Which brings us to the story of the evening, “Watchmen,” a show that feels startlingly dominant as we look over the nominations. I wish there were an obvious place to award what is probably the second-most-acclaimed limited series of the season, “Mrs. America,” but even Cate Blanchett’s anchoring performance as the assuredly insincere Phyllis Schlafly ultimately feels less nourishing than Regina King’s powerful hero’s journey as Sister Night. You’re more “Watchmen” hive than I (a convert to the cause after initial skepticism): Would you be happy if the “Watchmen” actors swept? And any other performers you want to advocate for?
Framke: This year’s limited series categories are even more stacked than per usual. “Mrs. America” would undoubtedly make a huge dent in any other year, and even though “Unbelievable” feels very far away now, it deserves more hardware than it will likely get. But the pull of “Watchmen” should prove too great, and I will be thrilled if King and at least one of her castmates walked away winners (my pick would be Jovan Adepo, so good in his stunning spotlight episode).

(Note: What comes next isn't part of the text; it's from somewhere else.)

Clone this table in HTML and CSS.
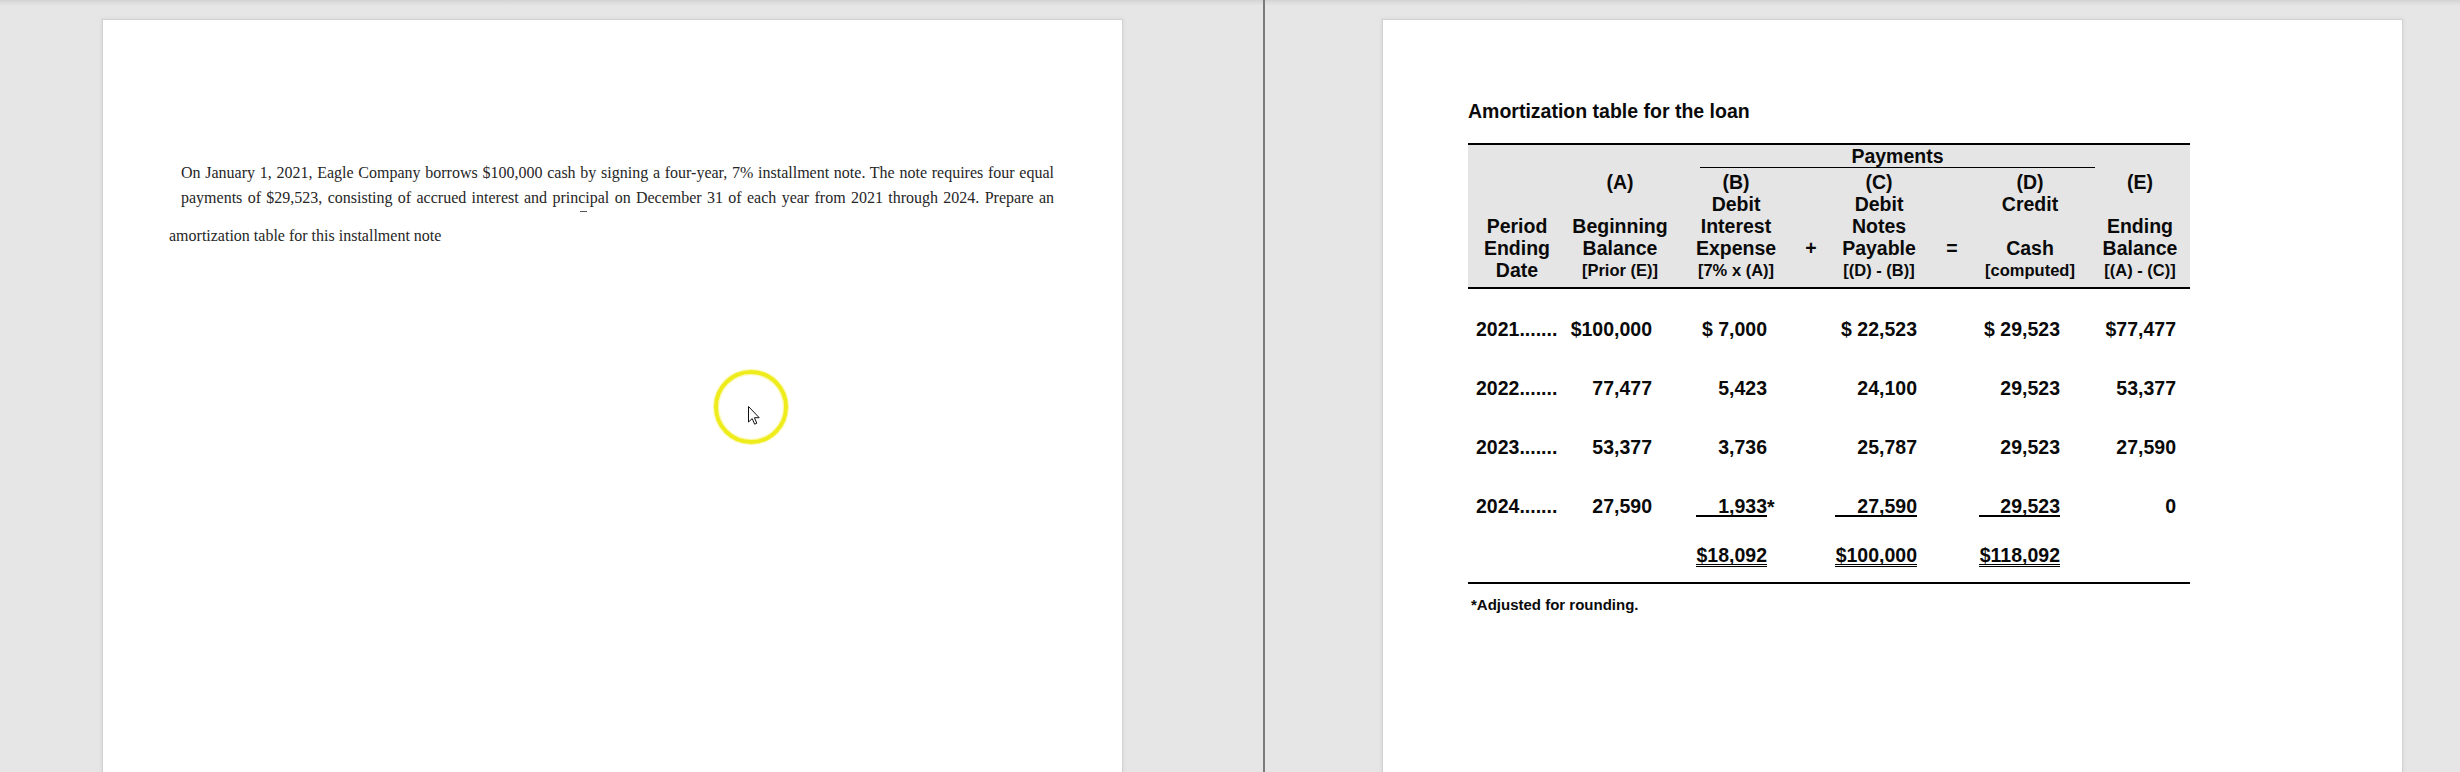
FILE: index.html
```html
<!DOCTYPE html>
<html lang="en">
<head>
<meta charset="utf-8">
<title>Amortization table</title>
<link rel="stylesheet" href="styles.css">
</head>
<body>
<div class="viewer">
  <div class="pane pane-left">
    <div class="page page-left">
      <div class="problem">
        <div class="jline">On January 1, 2021, Eagle Company borrows $100,000 cash by signing a four-year, 7% installment note. The note requires four equal</div>
        <div class="jline">payments of $29,523, consisting of accrued interest and principal on December 31 of each year from 2021 through 2024. Prepare an</div>
        <div class="tail">amortization table for this installment note</div>
      </div>
      <span class="mark"></span>
      <div class="cursor-ring"></div>
      <svg class="cursor-arrow" width="13" height="20" viewBox="0 0 13 20">
        <path d="M0.5 0.5 L0.5 16 L4.2 12.6 L6.6 18.2 L8.8 17.2 L6.4 11.7 L11.2 11.7 Z" fill="#fff" stroke="#111" stroke-width="1" stroke-linejoin="round"/>
      </svg>
    </div>
  </div>
  <div class="divider"></div>
  <div class="pane pane-right">
    <div class="page page-right">
      <div class="title">Amortization table for the loan</div>
      <div class="amort">
        <div class="thead">
          <div class="payments">Payments</div>
          <div class="hcol"><div></div><div></div><div>Period</div><div>Ending</div><div>Date</div></div>
          <div class="hcol"><div>(A)</div><div></div><div>Beginning</div><div>Balance</div><div class="sub">[Prior (E)]</div></div>
          <div class="hcol"><div>(B)</div><div>Debit</div><div>Interest</div><div>Expense</div><div class="sub">[7% x (A)]</div></div>
          <div class="hcol"><div></div><div></div><div></div><div>+</div><div></div></div>
          <div class="hcol"><div>(C)</div><div>Debit</div><div>Notes</div><div>Payable</div><div class="sub">[(D) - (B)]</div></div>
          <div class="hcol"><div></div><div></div><div></div><div>=</div><div></div></div>
          <div class="hcol"><div>(D)</div><div>Credit</div><div></div><div>Cash</div><div class="sub">[computed]</div></div>
          <div class="hcol"><div>(E)</div><div></div><div>Ending</div><div>Balance</div><div class="sub">[(A) - (C)]</div></div>
        </div>
        <div class="tbody">
          <div class="c c1">2021.......</div><div class="c c2">$100,000</div><div class="c c3">$ 7,000</div><div class="c"></div><div class="c c5">$ 22,523</div><div class="c"></div><div class="c c7">$ 29,523</div><div class="c c8">$77,477</div>
          <div class="c c1">2022.......</div><div class="c c2">77,477</div><div class="c c3">5,423</div><div class="c"></div><div class="c c5">24,100</div><div class="c"></div><div class="c c7">29,523</div><div class="c c8">53,377</div>
          <div class="c c1">2023.......</div><div class="c c2">53,377</div><div class="c c3">3,736</div><div class="c"></div><div class="c c5">25,787</div><div class="c"></div><div class="c c7">29,523</div><div class="c c8">27,590</div>
          <div class="c c1">2024.......</div><div class="c c2">27,590</div><div class="c c3"><span class="ul w-b">1,933</span><span class="ast">*</span></div><div class="c"></div><div class="c c5"><span class="ul w-c">27,590</span></div><div class="c"></div><div class="c c7"><span class="ul w-d">29,523</span></div><div class="c c8">0</div>
          <div class="c c1"></div><div class="c c2"></div><div class="c c3"><span class="dul w-b">$18,092</span></div><div class="c"></div><div class="c c5"><span class="dul w-c">$100,000</span></div><div class="c"></div><div class="c c7"><span class="dul w-d">$118,092</span></div><div class="c c8"></div>
        </div>
      </div>
      <div class="footnote">*Adjusted for rounding.</div>
    </div>
  </div>
</div>
</body>
</html>
```

FILE: styles.css
```css
* { box-sizing: border-box; }

html, body {
  margin: 0;
  padding: 0;
}

body {
  width: 2460px;
  height: 772px;
  overflow: hidden;
  background: linear-gradient(#d3d3d3 0px, #dedede 3px, #e6e6e6 6px);
}

.viewer {
  display: flex;
  height: 772px;
  overflow: hidden;
}

.pane {
  padding-top: 20px;
  height: 772px;
}

.pane-left {
  width: 1263px;
  padding-left: 103px;
}

.divider {
  width: 2px;
  height: 772px;
  background: #7b7b7b;
}

.pane-right {
  flex: 1;
  padding-left: 118px;
}

.page {
  position: relative;
  width: 1019px;
  height: 800px;
  background: #ffffff;
  box-shadow: 0 0 0 1px #d2d2d2, 0 0 3px 2px #dadada;
}

/* Left page */
.page-left {
  padding: 140px 68px 0 78px;
}

.problem {
  font-family: "Liberation Serif", "Times New Roman", serif;
  font-size: 16px;
  line-height: 25px;
  color: #262626;
}

.jline {
  text-align: justify;
  text-align-last: justify;
  white-space: nowrap;
}

.tail {
  margin-top: 13px;
  margin-left: -12px;
}

.mark {
  position: absolute;
  left: 477px;
  top: 191px;
  width: 7px;
  height: 1px;
  background: #555;
}

.cursor-ring {
  position: absolute;
  left: 611px;
  top: 350px;
  width: 74px;
  height: 74px;
  border-radius: 50%;
  border: 4px solid #efec1c;
  box-shadow: 0 0 1px 1px rgba(245, 240, 60, 0.5), inset 0 0 1px 1px rgba(245, 240, 60, 0.5);
}

.cursor-arrow {
  position: absolute;
  left: 645px;
  top: 386px;
}

/* Right page */
.page-right {
  padding: 79px 0 0 85px;
  font-family: "Liberation Sans", Arial, sans-serif;
  color: #0a0a0a;
}

.title {
  font-size: 19.5px;
  font-weight: bold;
  line-height: 24px;
}

.amort {
  width: 722px;
  margin-top: 20px;
  border-top: 2px solid #000;
  border-bottom: 2px solid #000;
  font-size: 19.5px;
  font-weight: bold;
}

.thead,
.tbody {
  display: grid;
  grid-template-columns: 98px 108px 124px 26px 110px 36px 120px 100px;
}

.thead {
  background: #e5e5e5;
  border-bottom: 2px solid #000;
  padding-bottom: 6px;
  line-height: 22px;
}

.payments {
  grid-column: 3 / 8;
  grid-row: 1;
  margin: 0 -5px 3px 26px;
  text-align: center;
  border-bottom: 1px solid #000;
}

.hcol {
  grid-row: 2;
  display: flex;
  flex-direction: column;
  text-align: center;
}

.hcol > div {
  height: 22px;
  white-space: nowrap;
}

.hcol > .sub {
  font-size: 16.5px;
}

.tbody {
  grid-template-rows: 59px 59px 59px 59px 40px;
  padding: 10px 0 7px 0;
  align-items: center;
  line-height: 22px;
}

.c {
  text-align: right;
  white-space: nowrap;
}

.c1 { text-align: left; padding-left: 8px; }
.c2 { padding-right: 22px; }
.c3 { padding-right: 31px; }
.c5 { padding-right: 17px; }
.c7 { padding-right: 30px; }
.c8 { padding-right: 14px; }

.ul,
.dul {
  display: inline-block;
  text-align: right;
  line-height: 18px;
  vertical-align: middle;
}

.ul { border-bottom: 2px solid #000; }
.dul { border-bottom: 3px double #000; }

.w-b { width: 71px; }
.w-c { width: 82px; }
.w-d { width: 81px; }

.ast {
  display: inline-block;
  width: 8px;
  margin-right: -8px;
  text-align: left;
  vertical-align: middle;
  line-height: 18px;
}

.footnote {
  margin-top: 12px;
  padding-left: 3px;
  font-size: 15px;
  font-weight: bold;
  line-height: 18px;
}
```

Going back to the comedies, Orji’s biggest competition for supporting comedy actress in my personal rankings is Annie Murphy, whose deft turn as Alexis Rose in “Schitt’s Creek” has been vastly underrated up to this point. I’m not sure I’ll ever get over this show’s trajectory from little-known Canadian darling to behemoth due to its second run on Netflix, and will be interested to see if its final season will bring it a storybook ending come Emmy night.
Honestly, there are just so many good, deserving, different nominations this year that the only way I’ll be disappointed is if the Academy goes down familiar roads. There’s plenty else to reward without throwing more accolades at “The Crown” (with no offense meant to its worthy performers, love you both, Olivia Colman and Helena Bonham Carter!).
D’Addario: I would be totally fine with either royal winning over some of the alternatives (I watched the whole thing and don’t, on a fundamental level, “get” “The Morning Show”), but I take your point. This year — with no “Game of Thrones,” no “Veep,” and so many compelling first-timers — feels like a moment for Emmy to take big swings. The fact that we’re discussing as awards heavy-hitters a superhero-race relations allegory and a heartfelt Canadian family sitcom suggests that the era of any one thing looking like obvious Emmy bait is over.